When a law enforcement officer comes to your house with a warrant, you are required by law to comply unless you meet one of the 3 criteria:
1) You have nothing to do with the case. Directly or indirectly.
2) You are not the owner of the dwelling or property
3) it is an undue burden to get them into the property
So, why is this an issue about privacy? In my opinion, a home is way more important to me than a smartphone. Have way more embarrassing things than my phone. However, unless I appeal to those three reasons listed, I am required by law to let that officer come into my home and fulfill the warrant. There would be no appeal process like is seen in this case. Evidence might be thrown out later on but that's a whole other conversation.
Lets bring tech back into this. Tech is a piece of property, just like my home, and falls within the same laws. Now, I'm not arguing for or against any party here, but this is not a privacy issue. I think us as tech users over value our pieces of property to throw 'privacy' as a concern. If this was such a concern, then in my opinion we should then be removing warrants altogether because if you don't want law enforcement in your phone, you don't want them in your house even peeking through the windows. Obviously, there are exceptions that would fall into a lot of these, but with this basic understanding, the FBI was well within their right to request this warrant. Let me reiterate:REQUEST THIS WARRANT. Not the whole backdoor ordeal. That is completely separate.

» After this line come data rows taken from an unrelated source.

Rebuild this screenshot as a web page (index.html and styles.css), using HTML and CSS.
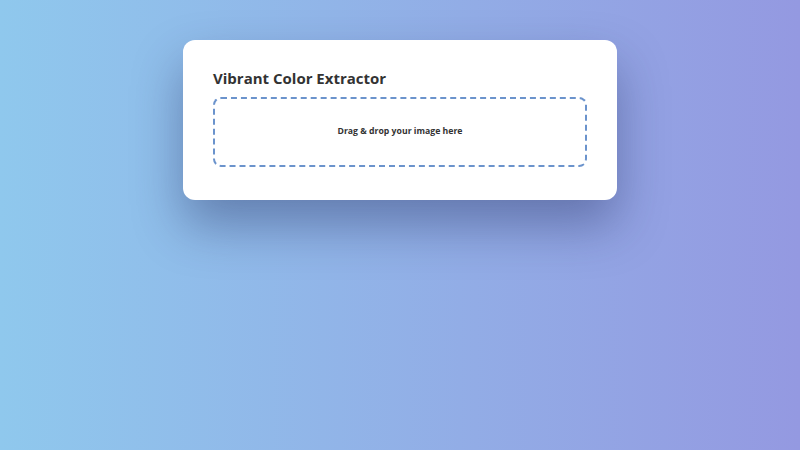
FILE: index.html
```html
<!DOCTYPE html>
<html lang="en">
<head>
  <meta charset="UTF-8">
  <meta name="viewport" content="width=device-width, initial-scale=1.0">
  <title>Vibrant Color Extractor</title>
  <link rel="stylesheet" href="styles.css">
</head>
<body>
  <div class="card">
    <h1 class="title">Vibrant Color Extractor</h1>
    <div class="drop-zone">
      <p>Drag &amp; drop your image here</p>
    </div>
  </div>
</body>
</html>
```

FILE: styles.css
```css
* {
  margin: 0;
  padding: 0;
  box-sizing: border-box;
}

body {
  height: 100vh;
  font-family: "Open Sans", sans-serif;
  color: #333;
  background: linear-gradient(to right, #8fc8ed, #9499e1);
  display: flex;
  justify-content: center;
  align-items: flex-start;
  padding-top: 40px;
}

.card {
  width: 434px;
  background-color: #fff;
  border-radius: 12px;
  padding: 26px 30px 33px;
  box-shadow: 0 25px 50px rgba(30, 40, 90, 0.4);
}

.title {
  font-size: 15px;
  font-weight: 700;
  line-height: 24px;
  margin-bottom: 7px;
}

.drop-zone {
  height: 70px;
  padding-bottom: 2px;
  border: 2px dashed #6b93cc;
  border-radius: 8px;
  display: flex;
  justify-content: center;
  align-items: center;
}

.drop-zone p {
  font-size: 8.7px;
  font-weight: 700;
}
```
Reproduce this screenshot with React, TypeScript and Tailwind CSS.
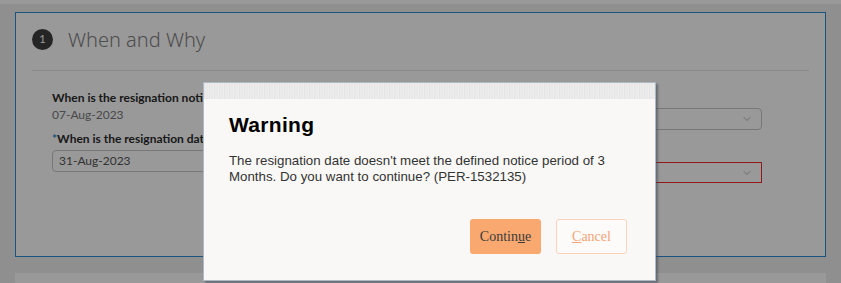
import React from 'react';
import { ChevronDown } from 'lucide-react';

const sans = 'font-["Lato","Noto_Sans",sans-serif]';

export default function App() {
  return (
    <div className="relative w-[841px] h-[283px] overflow-hidden bg-[#eeeeee]">
      {/* page underneath */}
      <div className="h-1 bg-white" />
      <div className="px-[15px] pt-2">
        <div className={`h-[245px] border border-[#2a8ad4] bg-white px-4 ${sans}`}>
          <div className="flex items-center gap-[15px] h-[57px] pb-1">
            <div className="w-[21px] h-[21px] rounded-full bg-[#3f3f3f] text-white text-[11px] flex items-center justify-center">1</div>
            <h2 className="text-[20px] font-light text-[#828282] font-['Noto_Sans',sans-serif]">When and Why</h2>
          </div>
          <div className="border-t border-[#e3e3e3]" />
          <div className="grid grid-cols-[390px_1fr] pl-5 pr-[47px] pt-[19px]">
            <div className="text-[12px] leading-4">
              <div className="font-bold text-[#2b2b2b]">When is the resignation notification date?</div>
              <div className="text-[#7a7a7a] mt-px">07-Aug-2023</div>
              <div className="font-bold text-[#2b2b2b] mt-[8px]">
                <span className="text-[#2a8ad4]">*</span>When is the resignation date?
              </div>
              <div className="mt-[3px] w-[300px] h-[22px] border border-[#c8c8c8] rounded-sm px-1.5 flex items-center text-[#555]">31-Aug-2023</div>
            </div>
            <div className="pl-[30px]">
              <div className="h-4" />
              <div className="mt-[2px] h-[22px] border border-[#c8c8c8] rounded-sm flex items-center justify-end pr-2">
                <ChevronDown size={12} className="text-[#b5b5b5]" />
              </div>
              <div className="h-4 mt-[14px]" />
              <div className="mt-[2px] h-[21px] border border-[#f02a2a] flex items-center justify-end pr-2">
                <ChevronDown size={12} className="text-[#b5b5b5]" />
              </div>
            </div>
          </div>
        </div>
        <div className="mt-4 h-10 bg-white" />
      </div>

      {/* dim overlay */}
      <div className="absolute inset-0 bg-black/40" />

      {/* dialog */}
      <div className="absolute left-[203px] top-[82px] w-[453px] h-[199px] border border-[#aeb9c4] bg-[#f9f8f6] shadow-[2px_2px_2px_rgba(60,70,80,0.55)] flex flex-col">
        <div className="h-4 bg-[#e9e9e9] bg-[repeating-linear-gradient(90deg,#e2e2e2_0px,#eeeeee_2px,#e6e6e6_3px,#f0f0f0_5px)]" />
        <div className="flex-1 flex flex-col pl-[25px] pr-7 font-['Liberation_Sans',Arial,sans-serif]">
          <h1 className="mt-[14px] text-[21px] leading-6 font-bold text-black tracking-[0.3px]">Warning</h1>
          <p className="mt-4 text-[13.3px] leading-4 text-[#333]">
            The resignation date doesn't meet the defined notice period of 3 Months. Do you want to continue? (PER-1532135)
          </p>
          <div className="mt-auto mb-[26px] flex justify-end gap-[15px] font-['Liberation_Serif','Times_New_Roman',serif] text-[14px]">
            <button className="w-[71px] h-[35px] rounded-[3px] bg-[#f9a86f] text-[#3b3b3b]">
              Contin<span className="underline">u</span>e
            </button>
            <button className="w-[71px] h-[35px] rounded-[3px] border border-[#f9d3bc] bg-[#fdfbfa] text-[#f4a476]">
              <span className="underline">C</span>ancel
            </button>
          </div>
        </div>
      </div>
    </div>
  );
}
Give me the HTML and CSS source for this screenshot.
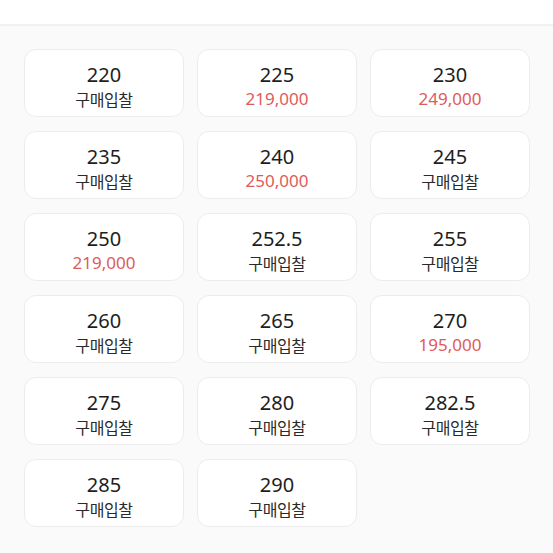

Now, Apple does have a case. It is an undue burden to technically recreate software to circumvent and break into a device or make a process overseen by a regulating body to ensure no contamination of data. They then have to take resources to do that and as Tim Cook stated is really, REALLY hard to do on an encrypted device. Also, warrants have to be very specific so they can't just go up and see everyone's data if this were to come to fruition. Only what they are looking for just like in a warrant search which on a phone would be very very hard to do.
Cook is right to challenge cause we and law enforcement do need guidance on this not only from the courts but from society. However, this has little to do with privacy or standing with Apple. FBI did nothing wrong in this request despite their past dealings with creating backdoors. Apple did nothing wrong by challenging this either. This is a topic that needs discussion through the appropriate channels but the oversensational idea about this privacy concern is in my opinion ridiculous.